Il écrit notamment que Pol Pot « a œuvré pour la justice sociale et la défense de la souveraineté nationale (…) Il n’y avait pas de politique planifiée pour affamer les gens ni de politiques de massacres de masse (…) Il y avait toujours comme considération le bien-être des citoyens…»
Khieu Samphan reconnaît juste qu’il a ordonné le travail forcé de citoyens dans l’objectif de produire plus de nourriture du fait des pénuries.
En avril 2008, lors de sa première comparution devant le tribunal, son avocat Jacques Vergès utilisa le même système de défense que les autres accusés.
Il ne nie pas le fait que de nombreux cambodgiens soient décédés mais la plupart des décès seraient dus à la famine et aux maladies.
Même si certains civils furent exécutés, lui-même ne peut en être responsable directement par sa seule position de chef d’État. Dans les faits, Pol Pot était le seul habilité à prendre des décisions.
* Sources : ces informations proviennent des organes officiels des CETC (Chambres extraordinaires au sein des tribunaux cambodgiens)
http://www.eccc.gov.kh/french/default.aspx
http://www.cambodiatribunal.org
Seconde partie du procès de Khieu Samphan et Nuon Chea
Le 7 août 2014. Khieu Samphan et Nuon Chea, se retrouvent dans le box des accusés des Chambres extraordinaires au sein des tribunaux cambodgiens (CETC). Ils sont accusés de crimes contre l'humanité. Une seconde partie de leur procès s'est ouvert le 17 octobre 2014.
En cet été 2014, parmi les 4 000 victimes cambodgiennes qui se sont constituées parties civiles, dix sont françaises, soutenues par la FIDH (Fédération internationale des ligues des droits de l'homme). Le 4 août 2014, elles se rendent à Phnom Penh pour assister au verdict. Un verdict historique qu'elles attendent depuis plus de 40 ans.

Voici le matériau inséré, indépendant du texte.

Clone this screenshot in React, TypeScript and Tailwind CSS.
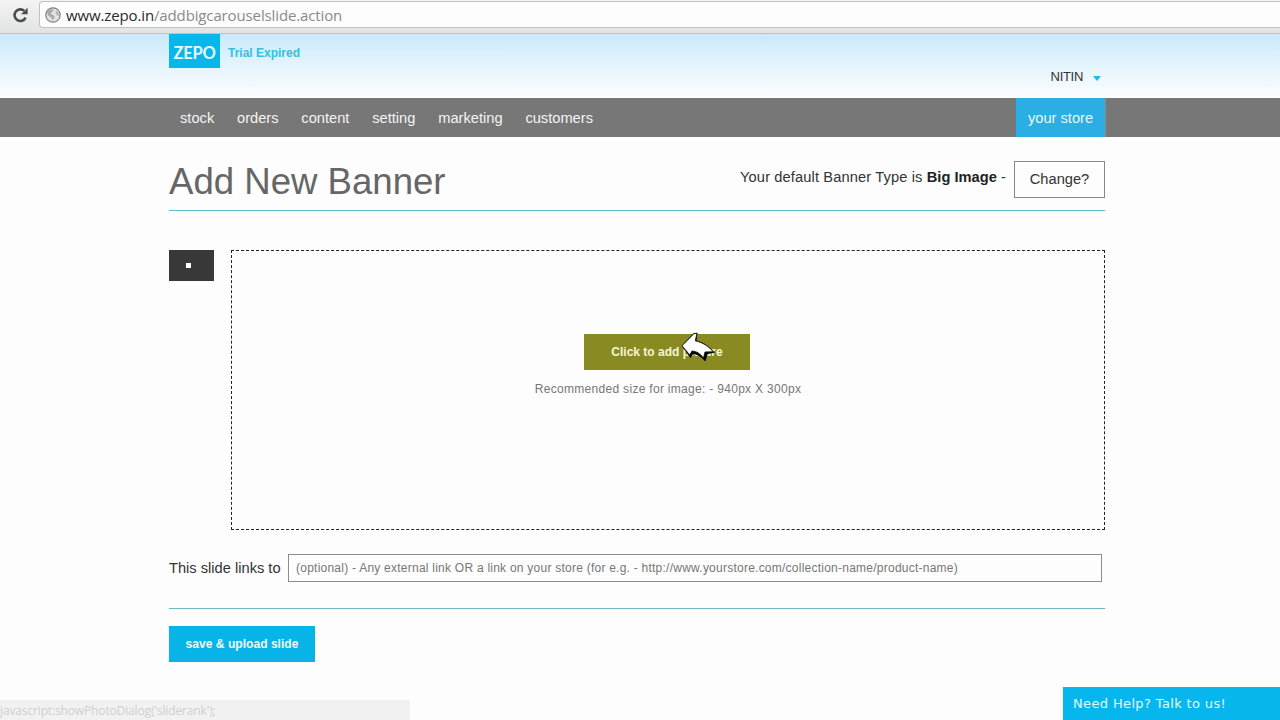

Le procès des deux plus hauts dirigeants du régime khmer encore vivants : Nuon Chea, 88 ans, décrit comme l'idéologue du régime, et Khieu Samphan, 83 ans, chef de l’État du « Kampuchéa démocratique », a été découpé en plusieurs chefs d'accusation pour s'assurer d'obtenir un jugement avant leur mort. Les audiences ont débuté en 2011.
Le 7 août 2014, ils ont été reconnus « coupables de crimes contre l’humanité, d’extermination, de persécution politique, et d’autres actes inhumains » et condamnés à la prison à perpétuité par la justice de Phnom Penh. Ils ont décidé de faire appel.
Ce 17 octobre 2014 s'ouvre à Phnom Penh une autre partie du procès, autour du chef d'accusation de génocide.
En 2009, le tribunal avait ouvert le procès de Duch, chef de la prison de Phnom Penh S-21, où 15 000 personnes ont été torturées puis exécutées entre 1975 et 1979. Duch a été condamné en appel en 2012 à la prison à perpétuité.
Dossier n°002 raconte l’histoire, la mémoire, les appréhensions des victimes françaises qui se sont portées partie civile.